Personal information
- Full name: Omar Jasseh
- Date of birth: November 1, 1992 (age 32)
- Place of birth: Banjul, the Gambia
- Height: 5 ft 7 in (1.70 m)
- Position(s): Midfielder

Youth career
- Maccassa
- Samder
- 2006: Charlton Athletic
- 2007: Chelsea
- 2008: Crystal Palace

Senior career*
- Years: Team / Apps / (Gls)
- 2010–2011: San Jose Earthquakes / 5 / (0)
- 2012: Mjölby Södra / 8 / (5)
- 2014: Kajaani / 5 / (0)

= Omar Jasseh =

Gambian footballer

Omar Jasseh (born November 1, 1992, in Banjul) is a Gambian footballer currently without a club.

==Career==
Jasseh began playing in academies at the age of 12 in his native Gambia. He played for Maccassa and Samger, before spending three years in England with youth academies at Charlton Athletic, Chelsea and Crystal Palace. Crystal Palace then went on to offer Jasseh a contract but was unable to complete the accord due to visa restrictions.

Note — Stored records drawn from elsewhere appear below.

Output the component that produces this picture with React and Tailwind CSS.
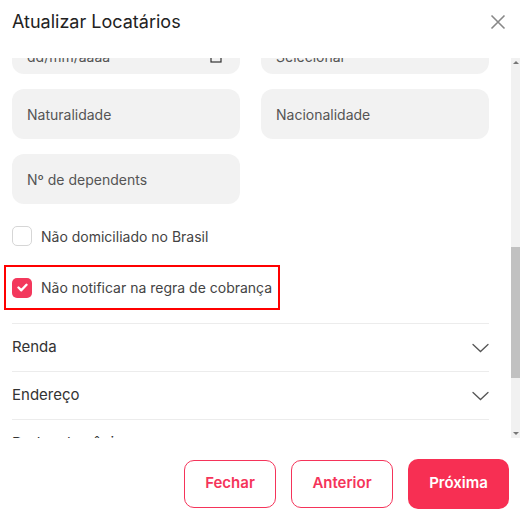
import React, {useLayoutEffect, useRef} from 'react';

const Field = ({placeholder, icon, low}) => (
  <div className={`h-[50px] rounded-xl bg-[#f2f2f2] flex justify-between px-[15px] text-[14px] text-[#555] ${low ? 'items-end pb-[7px]' : 'items-center'}`}>
    <span>{placeholder}</span>
    {icon}
  </div>
)

const CalendarIcon = () => (
  <svg width="12" height="12" viewBox="0 0 12 12" fill="none" stroke="#333" strokeWidth="1.2" className="mb-1 mr-[3px]">
    <rect x="1" y="1.5" width="10" height="9.5" />
    <path d="M1 4h10" />
  </svg>
)

const Chevron = () => (
  <svg width="17" height="10" viewBox="0 0 17 10" fill="none" stroke="#555" strokeWidth="1.3" strokeLinecap="round">
    <path d="M1 1.5l7.5 7 7.5-7" />
  </svg>
)

const Section = ({title}) => (
  <div className="h-[48px] border-t border-[#ececec] flex items-center justify-between text-[15px] text-[#333]">
    <span>{title}</span>
    <Chevron />
  </div>
)

const App = () => {
  const scrollRef = useRef(null)
  const anchorRef = useRef(null)

  useLayoutEffect(() => {
    if (scrollRef.current && anchorRef.current) {
      scrollRef.current.scrollTop = anchorRef.current.offsetTop - 31
    }
  }, [])

  const rows = [
    ['Tipo de pessoa', 'Código'],
    ['Nome completo', 'Nome social'],
    ['CPF', 'RG'],
    ['Órgão emissor', 'UF emissor'],
    ['Data de emissão', 'Sexo'],
    ['E-mail', 'Telefone'],
    ['Celular', 'Profissão'],
  ]

  return (
    <div className="w-[520px] h-[519px] bg-white flex flex-col font-['Inter',sans-serif]">
      <div className="h-[58px] flex items-start justify-between pl-3 pr-[14px] pt-[10px] shrink-0">
        <h2 className="text-[18px] leading-6 text-[#222]">Atualizar Locatários</h2>
        <button className="mt-[4px]">
          <svg width="16" height="16" viewBox="0 0 16 16" fill="none" stroke="#888" strokeWidth="1.6">
            <path d="M1.5 1.5l13 13M14.5 1.5l-13 13" />
          </svg>
        </button>
      </div>

      <div className="relative h-[380px] shrink-0">
        <div ref={scrollRef} className="h-full overflow-hidden pl-3 pr-[31px]">
          <div className="pt-4 flex flex-col gap-[15px]">
            {rows.map((r, i) => (
              <div key={i} className="grid grid-cols-2 gap-[21px]">
                <Field placeholder={r[0]} />
                <Field placeholder={r[1]} />
              </div>
            ))}
            <div className="grid grid-cols-2 gap-[21px]">
              <Field placeholder="dd/mm/aaaa" icon={<CalendarIcon />} low />
              <Field placeholder="Selecionar" low />
            </div>
            <div ref={anchorRef} className="grid grid-cols-2 gap-[21px]">
              <Field placeholder="Naturalidade" />
              <Field placeholder="Nacionalidade" />
            </div>
            <div className="grid grid-cols-2 gap-[21px]">
              <Field placeholder="Nº de dependents" />
            </div>
          </div>

          <label className="mt-[22px] flex items-center gap-[9px] text-[14px] text-[#444] h-5">
            <span className="w-5 h-5 rounded-[5px] border border-[#d6d6d6] bg-white"></span>
            Não domiciliado no Brasil
          </label>

          <div className="mt-[19px] -ml-2 w-[276px] h-[45px] border-2 border-[#ff0000] flex items-center pl-[6px]">
            <label className="flex items-center gap-[9px] text-[14px] text-[#444]">
              <span className="w-5 h-5 rounded-[5px] bg-[#f3385c] flex items-center justify-center">
                <svg width="11" height="9" viewBox="0 0 11 9" fill="none" stroke="white" strokeWidth="2.4" strokeLinecap="round" strokeLinejoin="round">
                  <path d="M1.5 4.5l2.8 2.8L9.5 1.8" />
                </svg>
              </span>
              Não notificar na regra de cobrança
            </label>
          </div>

          <div className="mt-[13px]">
            <Section title="Renda" />
            <Section title="Endereço" />
            <Section title="Dados do cônjuge" />
            <Section title="Contato" />
            <Section title="Documentos" />
          </div>
          <div className="h-[30px]"></div>
        </div>

        {/* scrollbar */}
        <div className="absolute right-0 top-0 bottom-0 w-[9px] bg-[#f1f1f1] flex flex-col">
          <div className="h-[9px] flex items-center justify-center">
            <div className="w-0 h-0 border-x-[3px] border-x-transparent border-b-[3px] border-b-[#777]"></div>
          </div>
          <div className="flex-1 flex flex-col">
            <div className="h-[180px]"></div>
            <div className="h-[131px] bg-[#c1c1c1]"></div>
          </div>
          <div className="h-[9px] flex items-center justify-center">
            <div className="w-0 h-0 border-x-[3px] border-x-transparent border-t-[3px] border-t-[#777]"></div>
          </div>
        </div>
      </div>

      <div className="flex-1 flex items-center justify-end gap-[15px] pr-[11px] pt-[10px]">
        <button className="w-[92px] h-12 rounded-[10px] border border-[#f5345a] text-[#f5345a] text-[15px] font-semibold">
          Fechar
        </button>
        <button className="w-[102px] h-12 rounded-[10px] border border-[#f5345a] text-[#f5345a] text-[15px] font-semibold">
          Anterior
        </button>
        <button className="w-[101px] h-[50px] rounded-[10px] bg-[#f72f53] text-white text-[15px] font-semibold">
          Próxima
        </button>
      </div>
    </div>
  );
};

export default App;
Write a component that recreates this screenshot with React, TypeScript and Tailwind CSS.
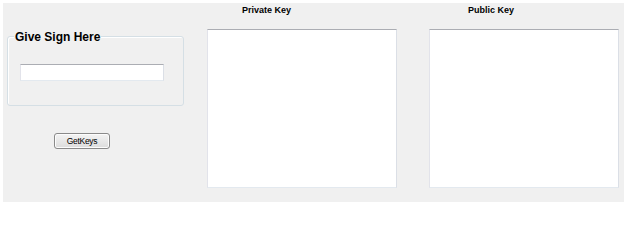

Jasseh came to the United States in 2009 and trained with Toronto FC, before signing with the Major League Soccer side San Jose Earthquakes on April 14, 2010. This made him the youngest player to sign with the team in franchise history.

Jasseh made his professional debut on April 24, 2010, in a match against Chivas USA. During his stint in San Jose Jasseh missed much time with his team due to national team duty. Jasseh went on to help his team qualify for the Orange African Youth Championship defeating Ivory Coast in a home and away tie. Jasseh was not happy with the lack of opportunity for first team football so Jasseh asked to be released so he could explore other options. The management agreed as the move would also open an international player roster spot and thus Jasseh was waived by the Earthquakes on July 19, 2011, during the summer transfer period.